Predatory lending is a defense to foreclosure; it is not an affirmative claim that would entitle a borrower to damages from the lender.
Difference between foreclosure defenses and claims for damages
As discussed in my last post, in the Aubut case the Connecticut Appellate Court recognized that predatory lending is a defense to foreclosure. The defense depends on what the lender new or should have known at the time it made the loan. Though predatory lending might give rise to a claim for money damages against the lender that made the loan, the foreclosing plaintiff is rarely that. Most often, because of the prevalence of mortgage securitizations, the foreclosing plaintiff is an assignee of the loan. The question thus becomes whether you can hold a mortgage loan assignee liable for damages for what the original lender knew or should have known. The Aubut court answered “no.” The foreclosing plaintiff in that case was the ultimate assignee of the loan. The court noted that an assignee takes the loan subject to all defenses that might have been asserted against the assignor. But the assignee does not take the loan subject to the assignor’s liabilities unless the assignee expressly assumes those liabilities. Since the plaintiff had not assumed any liabilities, predatory lending could be a defense to foreclosure but not a counterclaim for damages.
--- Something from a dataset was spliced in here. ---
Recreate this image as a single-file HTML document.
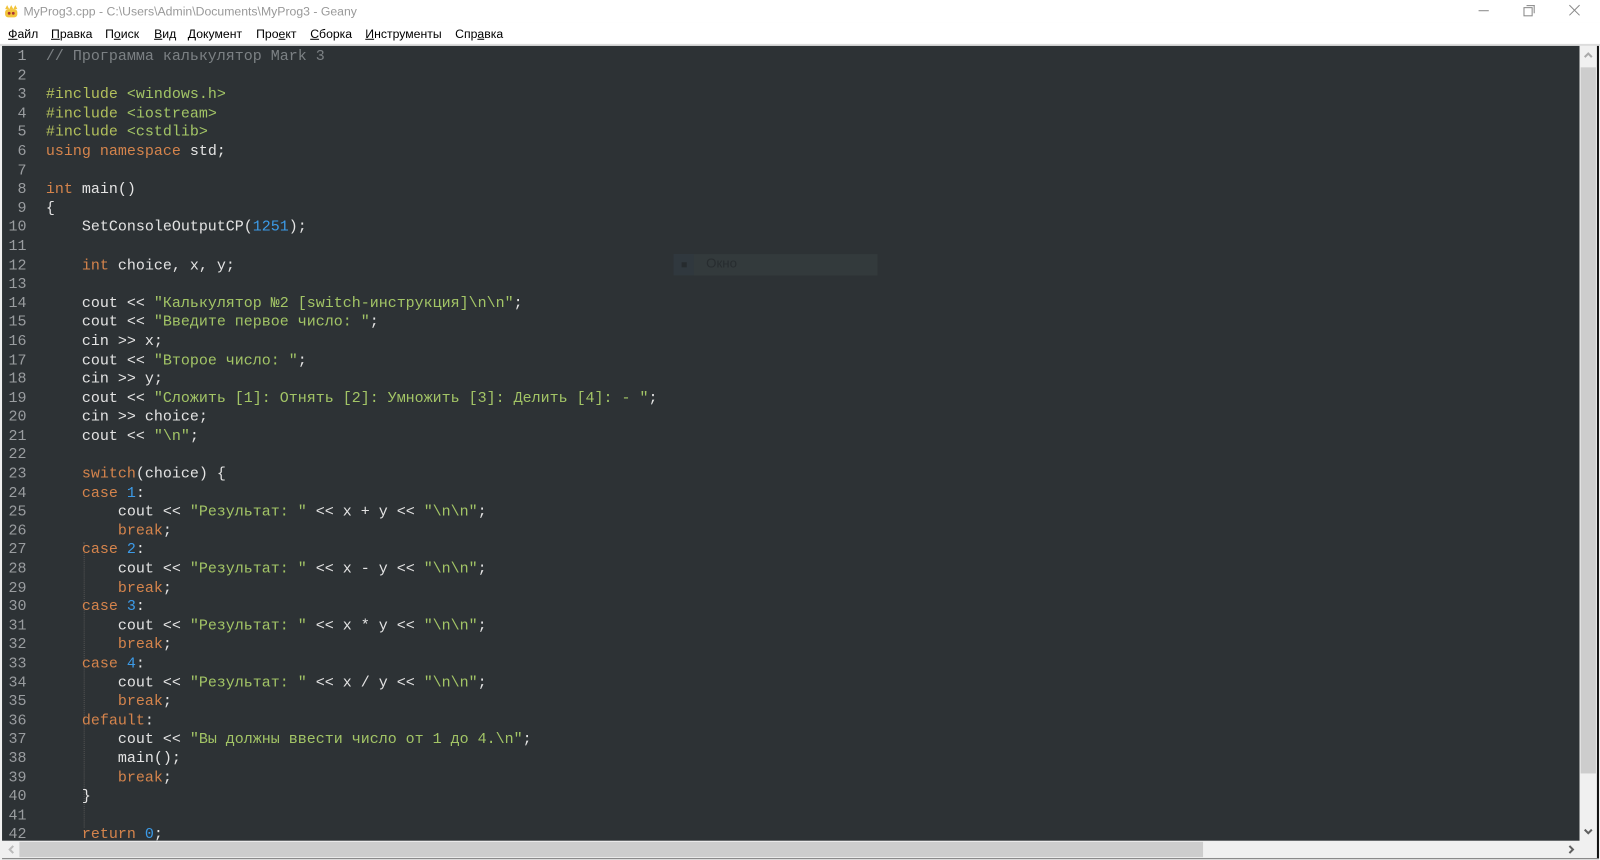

Distinction is good for borrowers
This is a significant distinction. If it were a counterclaim instead of a defense, the courts likely would offset the damages the bank would have to pay against the amount the borrower owed on the loan. But that just reduces the debt. Since most large lenders do not pursue the borrowers for deficiencies between the amount owed and the property value in any event, the offset would be a Pyrrhic victory at best for the borrower. What borrowers really want is to save the property. A counterclaim can’t do that; this predatory lending defense can.